The Audit Committee shall be comprised of three or more directors as determined
by the Board, each of whom shall be an independent director, free from any relationship
that would interfere with the exercise of his or her independent judgment. All members
of the Committee shall be able to read and understand fundamental financial statements
including a company's balance sheet, income statement and cash flow statement, and
at least one member of the Committee shall be financially sophisticated, in that
he or she has past employment experience in finance or accounting, requisite professional
certification in accounting, or any other comparable experience or background which
results in the individual's financial sophistication, including but not limited
to being or having been a chief executive officer, chief financial officer, other
senior officer with financial oversight responsibilities.
Audit Committee members shall be appointed by the Board. If an audit committee Chair
is not designated or present, the members of the Committee may designate a Chair
by majority vote of the Committee membership.
The Committee shall meet at least four times annually, either in person or telephonically,
or more frequently as circumstances dictate. The Audit Committee Chair shall prepare
and/or approve an agenda in advance of each meeting. The Committee should meet privately
in executive session at least annually with management, the director of the internal
auditing department, the independent auditors, and as a committee to discuss any
matters that the Committee or each of these groups believes should be discussed.
In addition, the Committee should communicate with management and the independent
auditors quarterly to review the Company's financial statements and significant
findings based upon the auditors limited review procedures.
- Audit Committee Responsibilities and Duties
Review Procedures
- Review and reassess the adequacy of the Charter at least annually. Submit the charter
to the Board of Directors for approval and have the document published at least
every three years in accordance with SEC regulations.
- Review the Company's annual audited financial statements prior to filing or distribution.
Review should include discussion with management and independent auditors of significant
issues regarding accounting principles, practices, and judgments.
- In consultation with the management, the independent auditors, and the internal
auditors, consider the integrity of the Company's financial reporting processes
and controls. Discuss significant financial risk exposures and the steps management
has taken to monitor, control, and report such exposures. Review significant findings
prepared by the independent auditors and the internal auditing department together
with management's responses.
- Review with financial management and the independent auditors the Company's quarterly
financial statements prior to filing or distribution. Discuss any significant changes
to the Company's accounting principles and any items required to be communicated
by the independent auditors recommended in accordance with Statement on Auditing
Standards No. 61 (SAS 61), as amended, “Communication with Audit Committees with
Governance,” as adopted by the Public Company Accounting Oversight Board in Rule
3200T (see item 9).
Independent Auditors
- The independent auditors are ultimately accountable to the Audit Committee and the
Board of Directors.
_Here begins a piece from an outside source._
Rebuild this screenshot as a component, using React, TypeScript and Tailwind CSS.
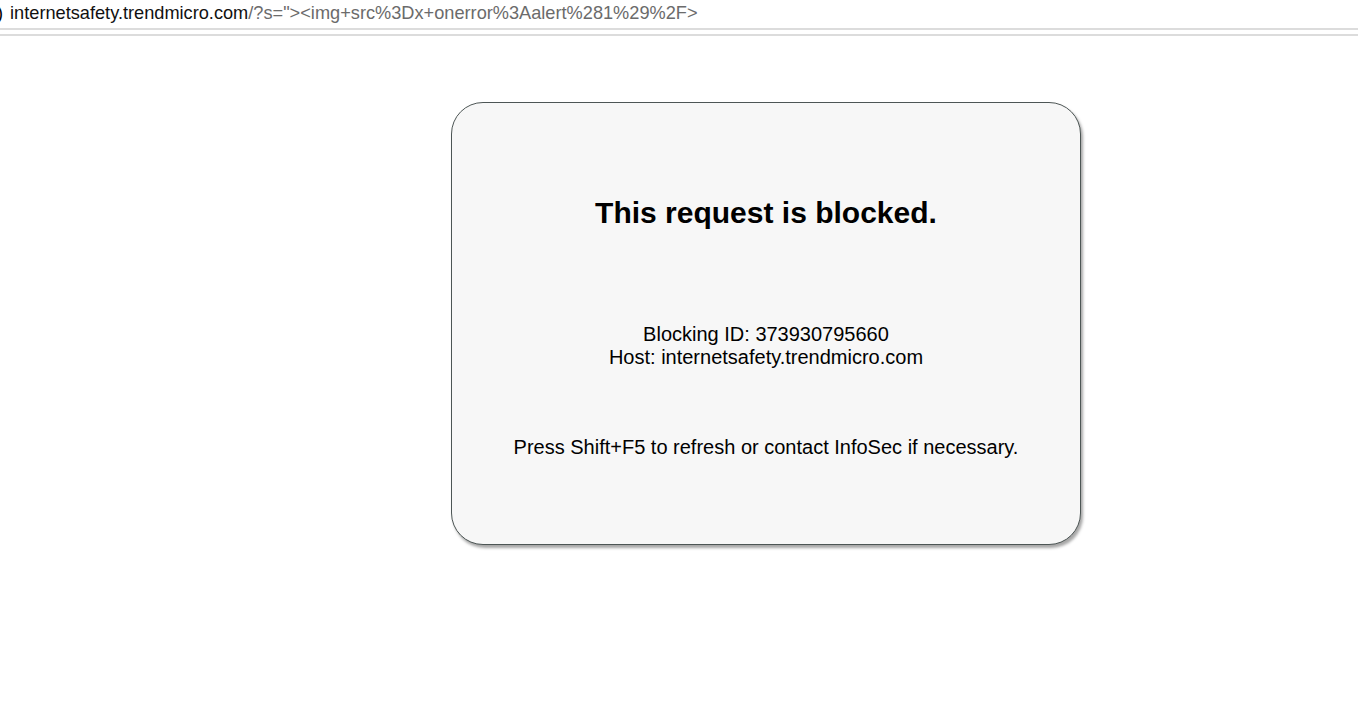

The Audit Committee shall review the independence and performance
of the auditors and annually recommend to the Board of Directors the appointment
of the independent auditors or recommend or approve any discharge of auditors when
circumstances warrant.
- Approve the audit engagement letter, pre-approve all fees and other significant
compensation to be paid to the independent auditors in accordance with the Audit
Committee Policy.
- On an annual basis, the Committee should review and discuss with the independent
auditors all significant relationships they have with the Company that could impair
the auditors' independence. The Independent Auditors shall be required to furnish
the Audit Committee, each year, with a written report of all its relationships with
the Company.
- On an annual basis, the Committee will review and approve the independent auditors
audit plan discuss scope, staffing, locations, reliance upon management, and internal
audit and general audit approach.
- Prior to releasing the year-end earnings, discuss the results of the audit with
the independent auditors. Discuss certain matters required to be communicated to
audit committees in accordance with SAS 61.
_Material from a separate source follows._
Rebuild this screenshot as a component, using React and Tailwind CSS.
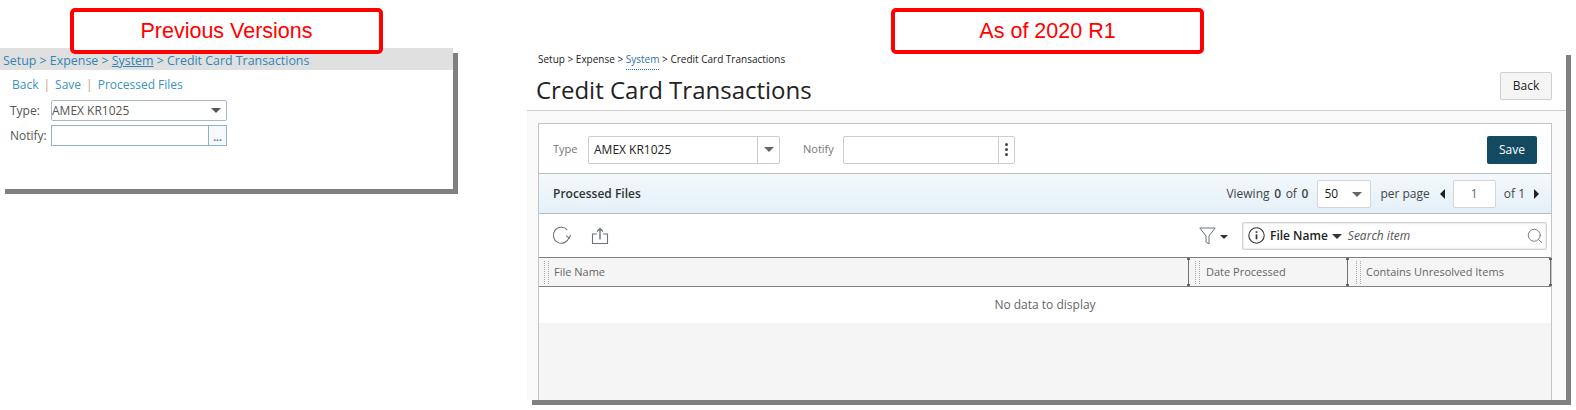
import React from 'react';
import { Search } from 'lucide-react';

const Caret = ({ className = 'border-t-[#666]' }) => (
  <span className={`inline-block w-0 h-0 border-x-[5px] border-x-transparent border-t-[5px] ${className}`} />
);

// Red annotation box sitting over the screenshots
function Callout({ className, children }) {
  return (
    <div className={`absolute top-2 z-10 w-[313px] h-[46px] border-[4px] border-[#ff0000] rounded-[5px] bg-white flex items-center justify-center text-[#ff0000] text-[21.5px] font-['Liberation_Sans',sans-serif] ${className}`}>
      {children}
    </div>
  );
}

function OldPanel() {
  const link = 'text-[#3a93c4]';
  return (
    <div className="w-[453px] h-[141px] bg-white shadow-[5px_5px_0_#808080] text-[12px]">
      <div className="h-[22px] bg-[#e0e0e0] pl-[3px] pt-[2px] text-[#2f86b5] text-[12.4px] font-medium leading-[22px] whitespace-pre">
        Setup &gt; Expense &gt; <span className="underline">System</span> &gt; Credit Card Transactions
      </div>
      <div className="flex items-center h-[22px] mt-1 pl-3 text-[#3a93c4] leading-[22px]">
        <span className={link}>Back</span>
        <span className="mx-[5px] text-[#c9a27c]">|</span>
        <span className={link}>Save</span>
        <span className="mx-[5px] text-[#c9a27c]">|</span>
        <span className={link}>Processed Files</span>
      </div>
      <div className="flex items-center mt-1 pl-[10px] text-[#555]">
        <span className="w-[41px]">Type:</span>
        <div className="w-[176px] h-[21px] border border-[#a9b8c4] rounded-[2px] flex items-center justify-between pr-[5px] text-[#555]">
          <span>AMEX KR1025</span>
          <Caret className="border-t-[#555]" />
        </div>
      </div>
      <div className="flex items-center mt-1 pl-[10px] text-[#555]">
        <span className="w-[41px]">Notify:</span>
        <div className="w-[176px] h-[21px] border border-[#8fb2cc] flex justify-end">
          <div className="w-[18px] border-l border-[#8fb2cc] bg-[#f7f9fb] text-[#2f7fb0] text-[10px] font-bold leading-[22px] text-center">...</div>
        </div>
      </div>
    </div>
  );
}

function RefreshIcon() {
  return (
    <svg width="19" height="19" viewBox="0 0 19 19" fill="none" stroke="#6b7280" strokeWidth="1.1">
      <path d="M15.2 3.8A8 8 0 1 0 17 11.6" />
      <path d="M14.2 9.6l2.9 2.5 1.7-3" />
    </svg>
  );
}

function ShareIcon() {
  return (
    <svg width="18" height="18" viewBox="0 0 18 18" fill="none" stroke="#6b7280" strokeWidth="1.1">
      <path d="M6 7H1.5v9.5h15V7H12" />
      <path d="M9 12.5V1.5M6 4.5l3-3 3 3" strokeWidth="1.4" />
    </svg>
  );
}

function FunnelIcon() {
  return (
    <svg width="17" height="18" viewBox="0 0 17 18" fill="none" stroke="#6b7280" strokeWidth="1">
      <path d="M.8 1h15.4L10 9v8l-3-2V9z" />
    </svg>
  );
}

function InfoIcon() {
  return (
    <svg width="17" height="17" viewBox="0 0 17 17" fill="none" stroke="#333" strokeWidth="1.1">
      <circle cx="8.5" cy="8.5" r="7.7" />
      <path d="M8.5 7.3v5" strokeWidth="1.7" />
      <path d="M8.5 4.2v1.7" strokeWidth="1.7" />
    </svg>
  );
}

function Grip() {
  return (
    <span className="w-[5px] h-[23px] shrink-0 border-x border-dotted border-[#a8a8a8]" />
  );
}

function HeaderCell({ className, labelClass, children }) {
  return (
    <div className={`relative h-full flex items-center ${className}`}>
      <Grip />
      <span className={`text-[#666] ${labelClass}`}>{children}</span>
      <span className="absolute right-0 top-0 bottom-0 w-[1px] bg-[#7a6a80]" />
      <span className="absolute -right-[1px] top-0 w-[3px] h-[2px] bg-[#666]" />
      <span className="absolute -right-[1px] bottom-0 w-[3px] h-[2px] bg-[#666]" />
    </div>
  );
}

function NewPanel() {
  return (
    <div className="w-[1039px] h-[350px] bg-white shadow-[5px_5px_0_#808080] flex flex-col text-[11px] text-[#333]">
      <div className="h-[61px] shrink-0 border-b border-[#cfcfcf] pl-[9px] pr-[14px] flex justify-between">
        <div>
          <div className="pt-[2px] pl-[2px] text-[10px] leading-[14px] text-[#222] whitespace-pre">
            Setup &gt; Expense &gt; <span className="text-[#2c6fae] border-b border-dotted border-[#1d72c9] pb-[3px]">System</span> &gt; Credit Card Transactions
          </div>
          <div className="mt-2 text-[24px] leading-[32px] text-[#222]">Credit Card Transactions</div>
        </div>
        <div className="mt-[22px] w-[52px] h-[28px] bg-[#f5f5f5] border border-[#d0d0d0] rounded-[2px] flex items-center justify-center text-[12px] text-[#222]">Back</div>
      </div>

      <div className="flex-1 min-h-0 bg-[#f9f9f9] pt-3 pl-[11px] pr-[14px]">
        <div className="h-full bg-[#f5f5f5] border-x border-t border-[#c4c4c4] flex flex-col">
          <div className="h-[49px] shrink-0 bg-white flex items-center pt-[2px] pl-[14px] pr-[14px]">
            <span className="w-[35px] text-[#777]">Type</span>
            <div className="w-[192px] h-[28px] border border-[#ccc] rounded-[2px] flex items-center">
              <span className="flex-1 pl-[5px] text-[12px] text-[#222]">AMEX KR1025</span>
              <span className="w-[22px] h-full border-l border-[#ccc] flex items-center justify-center"><Caret /></span>
            </div>
            <span className="ml-[23px] w-[40px] text-[#777]">Notify</span>
            <div className="w-[172px] h-[28px] border border-[#ccc] rounded-[2px] flex justify-end">
              <span className="w-4 h-full border-l border-[#ccc] flex flex-col items-center justify-center gap-[2px]">
                <i className="w-[3px] h-[3px] rounded-full bg-[#444]" />
                <i className="w-[3px] h-[3px] rounded-full bg-[#444]" />
                <i className="w-[3px] h-[3px] rounded-full bg-[#444]" />
              </span>
            </div>
            <div className="ml-auto w-[50px] h-[28px] bg-[#134a61] rounded-[2px] flex items-center justify-center text-white text-[12px]">Save</div>
          </div>

          <div className="h-[41px] shrink-0 bg-gradient-to-b from-[#f3f9fc] to-[#e4f0f8] border-y border-[#bdbdbd] flex items-center pt-[1px] pl-[14px] pr-[12px]">
            <span className="text-[12px] font-semibold text-[#333]">Processed Files</span>
            <div className="ml-auto flex items-center text-[12px] text-[#444]">
              <span className="[word-spacing:1.5px]">Viewing <b className="font-semibold">0</b> of <b className="font-semibold">0</b></span>
              <div className="ml-[9px] w-[54px] h-[28px] bg-white border border-[#d4d4d4] rounded-[2px] flex items-center justify-between pl-[6px] pr-[8px] text-[#222]">
                50 <Caret />
              </div>
              <span className="ml-[9px]">per page</span>
              <span className="ml-[10px] w-0 h-0 border-y-[5px] border-y-transparent border-r-[5px] border-r-[#222]" />
              <div className="ml-2 w-[43px] h-[28px] bg-white border border-[#d4d4d4] rounded-[2px] flex items-center justify-center text-[#666]">1</div>
              <span className="ml-2">of 1</span>
              <span className="ml-[9px] w-0 h-0 border-y-[5px] border-y-transparent border-l-[5px] border-l-[#222]" />
            </div>
          </div>

          <div className="h-[43px] shrink-0 bg-white flex items-center pl-[13px] pr-[4px]">
            <RefreshIcon />
            <span className="ml-5"><ShareIcon /></span>
            <span className="ml-auto"><FunnelIcon /></span>
            <span className="ml-1"><Caret className="border-t-[#333] !border-x-[4px] !border-t-[4px]" /></span>
            <div className="ml-[14px] w-[305px] h-[28px] bg-white border border-[#d4d4d4] rounded-[2px] shadow-[inset_0_0_2px_#bbb] flex items-center pl-[5px] pr-[2px]">
              <InfoIcon />
              <span className="ml-[5px] text-[12px] font-semibold text-[#222]">File Name</span>
              <span className="ml-1"><Caret className="border-t-[#333]" /></span>
              <span className="ml-[6px] text-[12px] italic text-[#555]">Search item</span>
              <Search className="ml-auto w-[18px] h-[18px] text-[#666]" strokeWidth={1.1} />
            </div>
          </div>

          <div className="h-[30px] shrink-0 bg-[#f5f5f5] border-y border-[#808080] flex items-center">
            <HeaderCell className="w-[650px] pl-[5px]" labelClass="ml-[5px]">File Name</HeaderCell>
            <HeaderCell className="w-[159px] pl-[6px]" labelClass="ml-[6px]">Date Processed</HeaderCell>
            <HeaderCell className="flex-1 pl-2" labelClass="ml-[5px]">Contains Unresolved Items</HeaderCell>
          </div>

          <div className="h-[36px] shrink-0 bg-white flex items-center justify-center text-[12px] text-[#666]">No data to display</div>
        </div>
      </div>
    </div>
  );
}

export default function App() {
  return (
    <div className="w-[1576px] h-[410px] bg-white flex font-['Open_Sans',sans-serif] overflow-hidden">
      <div className="relative w-[527px] shrink-0 pt-12">
        <Callout className="left-[70px]">Previous Versions</Callout>
        <OldPanel />
      </div>
      <div className="relative flex-1 pt-[50px]">
        <Callout className="left-[364px]">As of 2020 R1</Callout>
        <NewPanel />
      </div>
    </div>
  );
}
- Consider the independent auditors' judgments about the quality and appropriateness
of the Company's accounting principles as applied in its financial reporting. Discuss
certain matters required to be communicated to the audit committee regarding the
critical accounting policies with management and the independent auditors. Discuss
all material alternative accounting treatments of financial information within generally
accepted accounting principles that have been discussed with management by the independent
auditors, including the ramifications of the use of such alternative treatments
and disclosures and the treatment preferred by the independent auditors.
Internal Audit Department
- Review and approve the plan, changes in plan, activities, organizational structure,
and qualifications of the internal audit department, as needed.
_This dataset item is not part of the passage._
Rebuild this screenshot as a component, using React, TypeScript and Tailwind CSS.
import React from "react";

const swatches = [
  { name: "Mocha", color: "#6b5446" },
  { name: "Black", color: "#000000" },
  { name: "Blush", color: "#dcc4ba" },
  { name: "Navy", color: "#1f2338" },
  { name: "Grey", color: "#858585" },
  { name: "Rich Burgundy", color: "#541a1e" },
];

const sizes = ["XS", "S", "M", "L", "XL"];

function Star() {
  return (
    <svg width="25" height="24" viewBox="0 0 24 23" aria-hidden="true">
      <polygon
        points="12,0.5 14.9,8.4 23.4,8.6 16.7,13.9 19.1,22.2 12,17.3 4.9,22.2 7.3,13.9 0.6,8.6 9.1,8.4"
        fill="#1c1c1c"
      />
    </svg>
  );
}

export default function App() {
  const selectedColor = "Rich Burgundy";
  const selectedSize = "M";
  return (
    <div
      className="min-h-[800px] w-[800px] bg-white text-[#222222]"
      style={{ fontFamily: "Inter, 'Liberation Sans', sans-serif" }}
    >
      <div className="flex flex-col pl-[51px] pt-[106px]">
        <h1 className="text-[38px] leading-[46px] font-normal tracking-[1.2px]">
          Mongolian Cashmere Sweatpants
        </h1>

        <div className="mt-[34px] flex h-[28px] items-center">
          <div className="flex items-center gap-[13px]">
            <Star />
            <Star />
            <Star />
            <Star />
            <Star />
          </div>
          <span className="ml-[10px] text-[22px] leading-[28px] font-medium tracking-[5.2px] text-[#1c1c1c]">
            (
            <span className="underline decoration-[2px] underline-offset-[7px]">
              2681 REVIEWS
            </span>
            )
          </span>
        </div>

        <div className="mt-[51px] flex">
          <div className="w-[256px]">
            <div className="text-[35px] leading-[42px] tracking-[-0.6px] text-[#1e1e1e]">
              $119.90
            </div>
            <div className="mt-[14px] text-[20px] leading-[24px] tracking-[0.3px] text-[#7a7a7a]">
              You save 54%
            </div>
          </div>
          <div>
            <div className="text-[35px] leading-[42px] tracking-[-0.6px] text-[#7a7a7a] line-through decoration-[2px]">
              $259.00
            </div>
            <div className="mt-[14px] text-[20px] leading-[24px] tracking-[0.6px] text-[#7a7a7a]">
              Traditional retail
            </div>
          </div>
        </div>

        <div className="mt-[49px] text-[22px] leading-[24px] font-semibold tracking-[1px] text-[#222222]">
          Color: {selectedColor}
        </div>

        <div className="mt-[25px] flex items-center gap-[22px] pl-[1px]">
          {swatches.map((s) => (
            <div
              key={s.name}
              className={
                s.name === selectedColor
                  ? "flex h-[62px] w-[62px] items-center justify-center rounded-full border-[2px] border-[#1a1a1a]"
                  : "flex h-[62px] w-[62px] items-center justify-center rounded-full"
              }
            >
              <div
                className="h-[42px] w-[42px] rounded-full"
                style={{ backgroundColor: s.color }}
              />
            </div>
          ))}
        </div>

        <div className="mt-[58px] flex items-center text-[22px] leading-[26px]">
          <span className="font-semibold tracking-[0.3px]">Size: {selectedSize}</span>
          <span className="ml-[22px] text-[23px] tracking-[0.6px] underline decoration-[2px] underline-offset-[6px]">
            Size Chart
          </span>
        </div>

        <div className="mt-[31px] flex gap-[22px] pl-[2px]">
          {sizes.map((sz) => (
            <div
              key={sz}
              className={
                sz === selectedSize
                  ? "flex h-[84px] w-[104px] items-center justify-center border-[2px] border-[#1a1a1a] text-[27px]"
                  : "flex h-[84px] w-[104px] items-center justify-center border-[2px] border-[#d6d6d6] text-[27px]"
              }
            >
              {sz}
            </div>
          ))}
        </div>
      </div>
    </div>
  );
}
- Review and approve the appointment, performance, and replacement of the senior internal
audit executive.
- Review significant reports prepared by the internal audit department together with
management's response and follow-up to these reports.
Other Audit Committee Responsibilities
- On at least an annual basis, review with the Company's counsel, any legal matters
that could have a significant impact on the organization's financial statements,
the Company's compliance with applicable laws and regulations, and inquiries received
from regulators or governmental agencies.
- The Committee shall establish procedures for the receipt, retention and treatment
of complaints received by the Company regarding accounting, internal accounting
controls or auditing matters, including confidential, anonymous submissions by employees
regarding questionable accounting or auditing matters.
- Annually prepare a report to shareholders as required by the Securities and Exchange
Commission. The report should be included in the Company's annual proxy statement.
- Perform any other activities consistent with this Charter, the Company's by-laws,
and governing law, as the Committee or the Board deems necessary or appropriate.
- Maintain minutes of meetings and periodically report to the Board of Directors on
significant results of the foregoing activities.